The original question that inspired these creativity posts asked what books I recommended for the creative process. My answer is any book. There is no particular book I know on the process that is particularly helpful because my reading in this area is nonexistent. Still, any experience is of help. Sometimes we just need to hear the same thing said in a different way.
Here are are my tips for finding that extra bit of creativity when needed. I consulted no other articles putting this together, but have read on this topic in the past and these suggestions likely echo others. What makes sense for one often makes sense for others.
Spark Tip #1: Read
This past week I read a somewhat dated action/suspense thriller. It mainly concerned terrorism. This book gave me the idea for a new chapter in my current project, a middle-grade mystery. More
specifically, the chapter concerns a key figure in the story and his experiences. There is a direct relationship between the information and unraveling the mystery. None of it involves terrorism. In fact, it’s mainly about carpentry.
How did the book inspire this? I’m not entirely certain. No similar chapter appears in the book. Nonetheless, the text engaged in a way where the thought processes used were similar to what was needed to create the idea. Logically, that is the best answer I can give.
Reading stimulates our brains, and fiction in particular should spark the creative center. If it doesn’t, the author isn’t doing a good job. We constantly concoct visuals to go with the text. This is the reverse of how I write: my brain creates a visual and text is written that puts the same visual in the head of a reader. That’s the idea anyway.
Different tools stimulate our brains in different ways. As an example, each night before studying in college I did the New York Times crossword. It took a couple of months to actually finish a full crossword, but complete or not the clues stimulated the analytical parts of my brain and made the reading much easier. Our classes were largely discussion based (small school), so breaking down large amounts of text into easy-to-explain summaries was the task at hand. It was a sort of game and the crossword gave the right mental nudge to do it.
Spark Tip #2: Write!
“Wait, but that’s exactly what I’m having trouble with!” Think of it as a lateral maneuver. Your mind won’t go where you want it to, so take it somewhere else and find another path to what you want. Write about something fun, or something you know. There is a scene in Finding Forrester, where Sean Connery plays a famous author, that rings true. He sits down to write while his protege sits across from him waiting for inspiration. “Start with something familiar,” Connery says and gives him an old essay. The younger man copies the first sentence and then he’s off on his own writing journey.

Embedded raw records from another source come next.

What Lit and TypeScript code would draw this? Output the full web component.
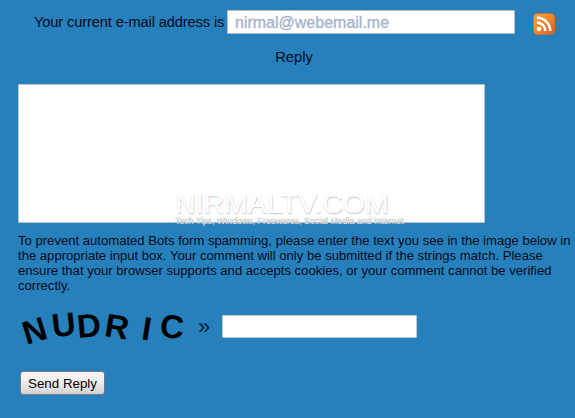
import { LitElement, html, css } from "lit";
import { customElement } from "lit/decorators.js";

const LETTERS: [string, number, number, number][] = [
  ["N", -17, 2, 1],
  ["U", -6, -4, 5],
  ["D", -5, -3, 1],
  ["R", 9, -2, 4],
  ["I", 9, 0, 14],
  ["C", 5, -2, 8],
];

@customElement("app-root")
export class AppRoot extends LitElement {
  static styles = css`
    :host {
      display: block;
      position: relative;
      width: 575px;
      height: 418px;
      overflow: hidden;
      background: #2680bb;
      color: #000a1c;
      font-family: "Liberation Sans", Arial, sans-serif;
    }
    .email-row {
      display: flex;
      align-items: flex-start;
      padding: 10px 0 0 34px;
      font-size: 14.67px;
    }
    .email-label { line-height: 24px; width: 193px; letter-spacing: -0.13px; white-space: nowrap; }
    .email {
      box-sizing: border-box;
      width: 288px;
      height: 24px;
      padding: 0 7px;
      background: #fff;
      border: 1px solid #b9bcc4;
      border-radius: 1px;
      color: #a8b3cc;
      font: 16px/23px "Liberation Sans", Arial, sans-serif;
      -webkit-text-stroke: 0.35px #a8b3cc;
      white-space: nowrap;
    }
    .rss { display: block; margin: 3px 0 0 18px; width: 22px; height: 22px; }
    .reply {
      margin-top: 12px;
      text-align: center;
      width: 588px;
      font-size: 14.67px;
      line-height: 20px;
    }
    .comment {
      box-sizing: border-box;
      display: block;
      margin: 17px 0 0 18px;
      width: 467px;
      height: 139px;
      background: #fff;
      border: 1px solid #bfc3c9;
      border-radius: 1px;
    }
    .notice {
      margin: 10px 0 0 18px;
      width: 557px;
      font-size: 13.1px;
      line-height: 15px;
    }
    .captcha-row {
      display: flex;
      align-items: flex-start;
      margin: 17px 0 0 22px;
    }
    .captcha {
      display: flex;
      width: 176px;
      height: 40px;
      font: bold 33px/37px "Liberation Sans", Arial, sans-serif;
      color: #000;
    }
    .captcha span { display: block; transform-origin: 50% 50%; }
    .raquo {
      width: 24px;
      margin-top: 5px;
      font-size: 22px;
      line-height: 24px;
      color: #001a38;
    }
    .code {
      box-sizing: border-box;
      margin-top: 5px;
      width: 195px;
      height: 23px;
      background: #fff;
      border: 1px solid #c4c8cc;
      border-radius: 1px;
    }
    .send {
      box-sizing: border-box;
      display: block;
      margin: 21px 0 0 20px;
      width: 85px;
      height: 24px;
      padding: 0;
      border: 1px solid #76787a;
      border-radius: 3px;
      background: linear-gradient(#f6f6f6, #ececec 50%, #d2d2d2);
      color: #000;
      font: 13.33px "Liberation Sans", Arial, sans-serif;
    }
    .mark {
      position: absolute;
      left: 175px;
      top: 189px;
      width: 230px;
      pointer-events: none;
      color: #fff;
    }
    .mark-title {
      font-size: 28.5px;
      line-height: 28px;
      white-space: nowrap;
      color: #fff;
      -webkit-text-stroke: 0.5px #fff;
      text-shadow: 0 1px 1px #bcc0c4, 1px 1px 1px #d0d2d6;
    }
    .mark-tag {
      font-size: 8.8px;
      line-height: 9px;
      white-space: nowrap;
      color: #e2e6ea;
      text-shadow: 0 0 1px #8b9198;
    }
  `;

  private rss() {
    return html`<svg class="rss" viewBox="0 0 22 22" aria-label="RSS">
      <defs>
        <linearGradient id="g" x1="0" y1="0" x2="1" y2="1">
          <stop offset="0" stop-color="#f9a24a"></stop>
          <stop offset="0.55" stop-color="#f0822c"></stop>
          <stop offset="1" stop-color="#cf5f22"></stop>
        </linearGradient>
      </defs>
      <rect x="0.5" y="0.5" width="21" height="21" rx="4" fill="url(#g)" stroke="#d26f2c"></rect>
      <circle cx="6" cy="16" r="2.3" fill="#fff"></circle>
      <path d="M4 9.6a8.4 8.4 0 0 1 8.4 8.4" fill="none" stroke="#fff" stroke-width="2.6"></path>
      <path d="M4 4.8a13.2 13.2 0 0 1 13.2 13.2" fill="none" stroke="#fff" stroke-width="2.6"></path>
    </svg>`;
  }

  render() {
    return html`
      <div class="email-row">
        <span class="email-label">Your current e-mail address is</span>
        <div class="email">nirmal@webemail.me</div>
        ${this.rss()}
      </div>
      <div class="reply">Reply</div>
      <div class="comment"></div>
      <div class="notice">
        To prevent automated Bots form spamming, please enter the text you see in the image below in
        the appropriate input box. Your comment will only be submitted if the strings match. Please
        ensure that your browser supports and accepts cookies, or your comment cannot be verified
        correctly.
      </div>
      <div class="captcha-row">
        <div class="captcha">
          ${LETTERS.map(
            ([c, r, y, m]) =>
              html`<span style="margin-left: ${m}px; transform: translateY(${y}px) rotate(${r}deg)">${c}</span>`
          )}
        </div>
        <div class="raquo">»</div>
        <div class="code"></div>
      </div>
      <button class="send">Send Reply</button>
      <div class="mark">
        <div class="mark-title">NIRMALTV.COM</div>
        <div class="mark-tag">Tech Tips, Windows, Freewares, Social Media and Internet</div>
      </div>
    `;
  }
}
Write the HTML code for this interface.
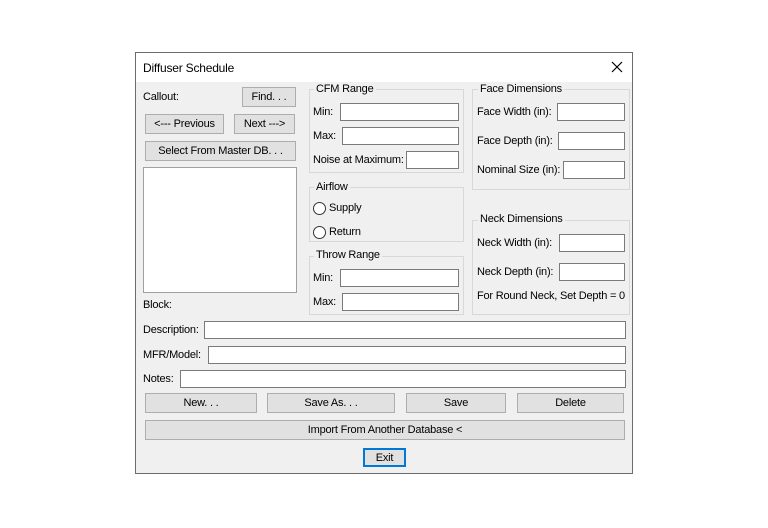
<!DOCTYPE html><html><head><style>
body{margin:0;width:768px;height:528px;background:#fff;font-family:"Liberation Sans",sans-serif;font-size:11px;color:#000;position:relative;overflow:hidden;letter-spacing:-0.2px}
.a{position:absolute}
#win{left:135px;top:52px;width:496px;height:420px;border:1px solid #6b6b6b;background:#f0f0f0}
#tb{left:136px;top:53px;width:496px;height:29px;background:#fff}
.btn{position:absolute;background:#e1e1e1;border:1px solid #adadad;box-sizing:border-box;text-align:center;display:flex;align-items:center;justify-content:center}
.in{position:absolute;background:#fff;border:1px solid #7a7a7a;box-sizing:border-box}
.grp{position:absolute;border:1px solid #d8d8d8;box-sizing:border-box}
.gl{position:absolute;background:#f0f0f0;padding:0 2px;line-height:12px}
.l{position:absolute;line-height:12px;white-space:nowrap}
.r{position:absolute;width:13px;height:13px;border:1px solid #333;border-radius:50%;background:#fff;box-sizing:border-box}
</style></head><body>
<div class="a" id="win"></div><div class="a" id="tb"></div>
<div class="l" style="left:143px;top:62px;font-size:12px">Diffuser Schedule</div>
<svg class="a" style="left:611px;top:61px" width="12" height="12"><path d="M1 1L11 11M11 1L1 11" stroke="#000" stroke-width="1.2"/></svg>
<div class="l" style="left:143px;top:91px">Callout:</div>
<div class="btn" style="left:242px;top:87px;width:54px;height:20px">Find. . .</div>
<div class="btn" style="left:145px;top:114px;width:79px;height:20px">&lt;--- Previous</div>
<div class="btn" style="left:234px;top:114px;width:61px;height:20px">Next ---&gt;</div>
<div class="btn" style="left:145px;top:141px;width:151px;height:20px">Select From Master DB. . .</div>
<div class="in" style="left:143px;top:167px;width:154px;height:126px;border-color:#a0a0a0"></div>
<div class="l" style="left:143px;top:299px">Block:</div>

<div class="grp" style="left:309px;top:89px;width:155px;height:84px"></div>
<div class="gl" style="left:314px;top:83px">CFM Range</div>
<div class="l" style="left:313px;top:106px">Min:</div><div class="in" style="left:340px;top:103px;width:119px;height:18px"></div>
<div class="l" style="left:313px;top:130px">Max:</div><div class="in" style="left:342px;top:127px;width:117px;height:18px"></div>
<div class="l" style="left:313px;top:154px">Noise at Maximum:</div><div class="in" style="left:406px;top:151px;width:53px;height:18px"></div>

<div class="grp" style="left:309px;top:187px;width:155px;height:55px"></div>
<div class="gl" style="left:314px;top:181px">Airflow</div>
<div class="r" style="left:313px;top:202px"></div><div class="l" style="left:329px;top:202px">Supply</div>
<div class="r" style="left:313px;top:226px"></div><div class="l" style="left:329px;top:226px">Return</div>

<div class="grp" style="left:309px;top:256px;width:155px;height:59px"></div>
<div class="gl" style="left:314px;top:249px">Throw Range</div>
<div class="l" style="left:313px;top:272px">Min:</div><div class="in" style="left:340px;top:269px;width:119px;height:18px"></div>
<div class="l" style="left:313px;top:296px">Max:</div><div class="in" style="left:342px;top:293px;width:117px;height:18px"></div>

<div class="grp" style="left:472px;top:89px;width:158px;height:101px"></div>
<div class="gl" style="left:478px;top:83px">Face Dimensions</div>
<div class="l" style="left:477px;top:106px">Face Width (in):</div><div class="in" style="left:557px;top:103px;width:68px;height:18px"></div>
<div class="l" style="left:477px;top:135px">Face Depth (in):</div><div class="in" style="left:558px;top:132px;width:67px;height:18px"></div>
<div class="l" style="left:477px;top:164px">Nominal Size (in):</div><div class="in" style="left:563px;top:161px;width:62px;height:18px"></div>

<div class="grp" style="left:472px;top:220px;width:158px;height:95px"></div>
<div class="gl" style="left:478px;top:213px">Neck Dimensions</div>
<div class="l" style="left:477px;top:237px">Neck Width (in):</div><div class="in" style="left:559px;top:234px;width:66px;height:18px"></div>
<div class="l" style="left:477px;top:266px">Neck Depth (in):</div><div class="in" style="left:559px;top:263px;width:66px;height:18px"></div>
<div class="l" style="left:477px;top:290px">For Round Neck, Set Depth = 0</div>

<div class="l" style="left:143px;top:324px">Description:</div><div class="in" style="left:204px;top:321px;width:422px;height:18px"></div>
<div class="l" style="left:143px;top:349px">MFR/Model:</div><div class="in" style="left:208px;top:346px;width:418px;height:18px"></div>
<div class="l" style="left:143px;top:373px">Notes:</div><div class="in" style="left:180px;top:370px;width:446px;height:18px"></div>

<div class="btn" style="left:145px;top:393px;width:112px;height:20px">New. . .</div>
<div class="btn" style="left:267px;top:393px;width:128px;height:20px">Save As. . .</div>
<div class="btn" style="left:406px;top:393px;width:100px;height:20px">Save</div>
<div class="btn" style="left:517px;top:393px;width:107px;height:20px">Delete</div>
<div class="btn" style="left:145px;top:420px;width:480px;height:20px">Import From Another Database &lt;</div>
<div class="btn" style="left:363px;top:448px;width:43px;height:19px;border:2px solid #0078d7">Exit</div>
</body></html>
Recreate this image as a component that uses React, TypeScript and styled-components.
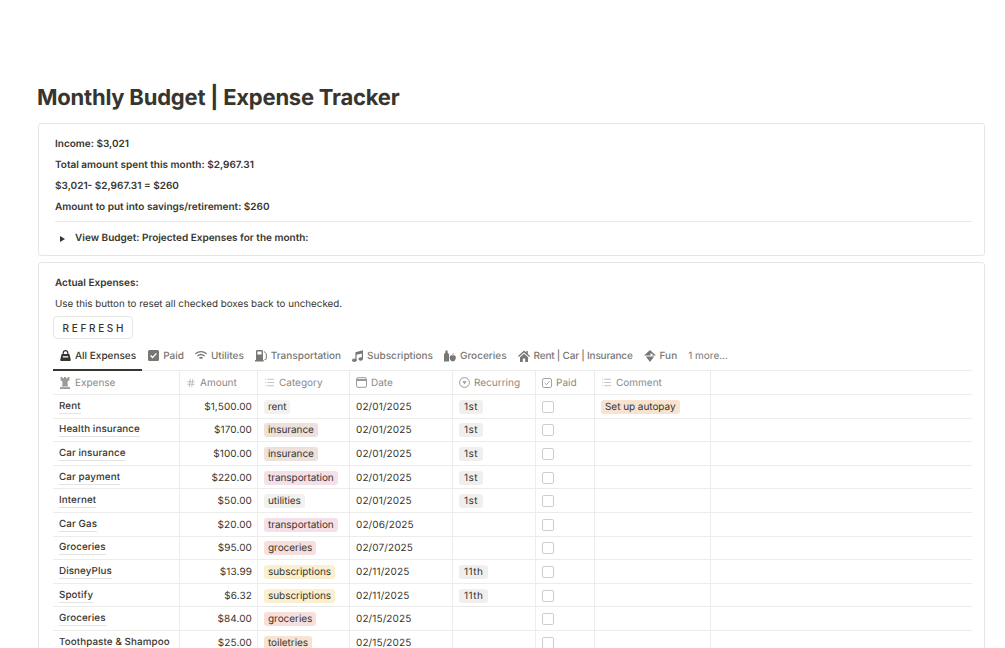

Everyone writes a bit different and our experiences are unique. Maybe you love to compose poetry, but the project in front of you isn’t a poem. It doesn’t matter because, again, you access the right part of your mind. Once you wake up those brain cells, put them to work on what you really want to write.
The results of my experience with this are mixed. I have a hard time writing about my hobbies and tend to lose focus on the intended message. Our experience with our interests is immersive; there is a lot of information stored in our heads! We have so much detail in our memories is not always easy to put aside that clutter and effectively communicate our experience. So it is sometimes a frustrating exercise to write about things we love.
That said, the effort expended is not a waste. Part of the creativity we want to access is simply forming sentences and varying their structure. That is a worthwhile way to spend time.
Spark Tip #3: Edit
You might also backtrack a bit if you’re in the middle of a project. Do some light editing or re-read the previous chapter. In other words, re-connect with the ideas that advanced the story or make
new connections. It’s a good idea even if the storyline you want to write isn’t directly related (possible, but unlikely).
This is an effective technique. First, it puts me more at ease with the book draft because it cleans up a few things. Second, it re-establishes the pace of the narrative. The mental energy that goes along with being part of that pace opens up the story. Once again, we’re immersed in the feel of the book. If you pair this with the fourth tip, it should give you somewhere to go.
Spark Tip #4: Consult Yourself
You made an outline, right? Okay, go back and take a look. Remember the arc you envisioned when all this started. It sounds a little odd, I mean, you might have the outline pinned to the wall and think you constantly access it. But we can and do lose focus. My chapter book mystery The Shield of Horatius is set, mainly, in modern Rome and the characters visit some amazing sites. There is a mighty temptation to drone on about the surroundings.
We put together likable characters that interact in interesting ways and…maybe…we overdo it. We fall in love with the dialogue and forget to serve the story even while we think we’re serving the art. The art, however, isn’t writing, it is storytelling. Witty banter between characters only does so much for the book. Consult your outline. Get back on track with the story.
Mind maps and other idea-generating practices also might be useful. I use and recommend these for essays, but never had a need for them when it comes to writing narrative fiction. No matter what anyone suggests, when you make the effort you likely will find something that suits you. As I said, our writing and our experiences all differ. It stands to reason there is no true model to produce a creative spark in every single one of us.
Good luck with your writing and thanks for reading!